■ **What to work on**:
Pull every line of the entries that has the word "styled".

■ **Provided entries**:

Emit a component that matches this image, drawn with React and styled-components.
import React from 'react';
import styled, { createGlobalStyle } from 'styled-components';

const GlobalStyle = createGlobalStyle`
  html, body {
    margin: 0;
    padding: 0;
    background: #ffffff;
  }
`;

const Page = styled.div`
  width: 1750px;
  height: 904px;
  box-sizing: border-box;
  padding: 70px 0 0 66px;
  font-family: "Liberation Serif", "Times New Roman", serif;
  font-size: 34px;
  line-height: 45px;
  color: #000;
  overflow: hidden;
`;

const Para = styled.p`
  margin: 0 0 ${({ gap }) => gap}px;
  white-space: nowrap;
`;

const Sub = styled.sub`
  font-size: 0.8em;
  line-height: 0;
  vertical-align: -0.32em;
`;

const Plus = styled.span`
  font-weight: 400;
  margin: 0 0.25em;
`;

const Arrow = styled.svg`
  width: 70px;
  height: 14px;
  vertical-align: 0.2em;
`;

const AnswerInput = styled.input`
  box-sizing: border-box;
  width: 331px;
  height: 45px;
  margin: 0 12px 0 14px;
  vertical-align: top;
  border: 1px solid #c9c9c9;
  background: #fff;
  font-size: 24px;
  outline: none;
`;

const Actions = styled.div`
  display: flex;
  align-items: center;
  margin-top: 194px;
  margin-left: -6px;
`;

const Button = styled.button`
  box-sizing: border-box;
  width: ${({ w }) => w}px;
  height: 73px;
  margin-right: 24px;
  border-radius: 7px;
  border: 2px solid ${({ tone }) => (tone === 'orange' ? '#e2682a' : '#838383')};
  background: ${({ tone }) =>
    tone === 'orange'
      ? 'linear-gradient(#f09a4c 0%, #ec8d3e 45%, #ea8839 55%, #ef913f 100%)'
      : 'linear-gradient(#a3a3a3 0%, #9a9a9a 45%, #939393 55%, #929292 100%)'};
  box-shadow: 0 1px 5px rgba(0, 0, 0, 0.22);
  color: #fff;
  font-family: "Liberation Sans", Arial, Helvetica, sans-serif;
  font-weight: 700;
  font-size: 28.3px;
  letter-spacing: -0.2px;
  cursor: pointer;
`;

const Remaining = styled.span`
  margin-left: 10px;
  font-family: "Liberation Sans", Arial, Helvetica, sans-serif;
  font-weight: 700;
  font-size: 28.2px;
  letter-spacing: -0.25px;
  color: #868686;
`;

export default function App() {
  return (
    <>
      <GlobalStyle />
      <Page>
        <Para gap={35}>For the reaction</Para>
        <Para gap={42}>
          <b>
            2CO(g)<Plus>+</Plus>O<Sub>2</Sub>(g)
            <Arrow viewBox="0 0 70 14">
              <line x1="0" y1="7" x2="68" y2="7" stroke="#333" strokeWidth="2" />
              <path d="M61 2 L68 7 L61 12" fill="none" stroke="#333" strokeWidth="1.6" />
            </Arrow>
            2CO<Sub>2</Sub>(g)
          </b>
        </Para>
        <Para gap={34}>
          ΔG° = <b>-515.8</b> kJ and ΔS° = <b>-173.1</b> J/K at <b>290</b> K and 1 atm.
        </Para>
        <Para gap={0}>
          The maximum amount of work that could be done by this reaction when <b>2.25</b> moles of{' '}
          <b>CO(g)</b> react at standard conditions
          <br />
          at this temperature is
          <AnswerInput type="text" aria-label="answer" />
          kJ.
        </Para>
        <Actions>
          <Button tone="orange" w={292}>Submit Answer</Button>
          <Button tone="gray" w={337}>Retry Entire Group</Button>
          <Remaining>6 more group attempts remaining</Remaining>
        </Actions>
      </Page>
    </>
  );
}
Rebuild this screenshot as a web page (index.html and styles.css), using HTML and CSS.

■ **The output**:
Emit a component that matches this image, drawn with React and styled-components.
import styled, { createGlobalStyle } from 'styled-components';
const Page = styled.div`
const Para = styled.p`
const Sub = styled.sub`
const Plus = styled.span`
const Arrow = styled.svg`
const AnswerInput = styled.input`
const Actions = styled.div`
const Button = styled.button`
const Remaining = styled.span`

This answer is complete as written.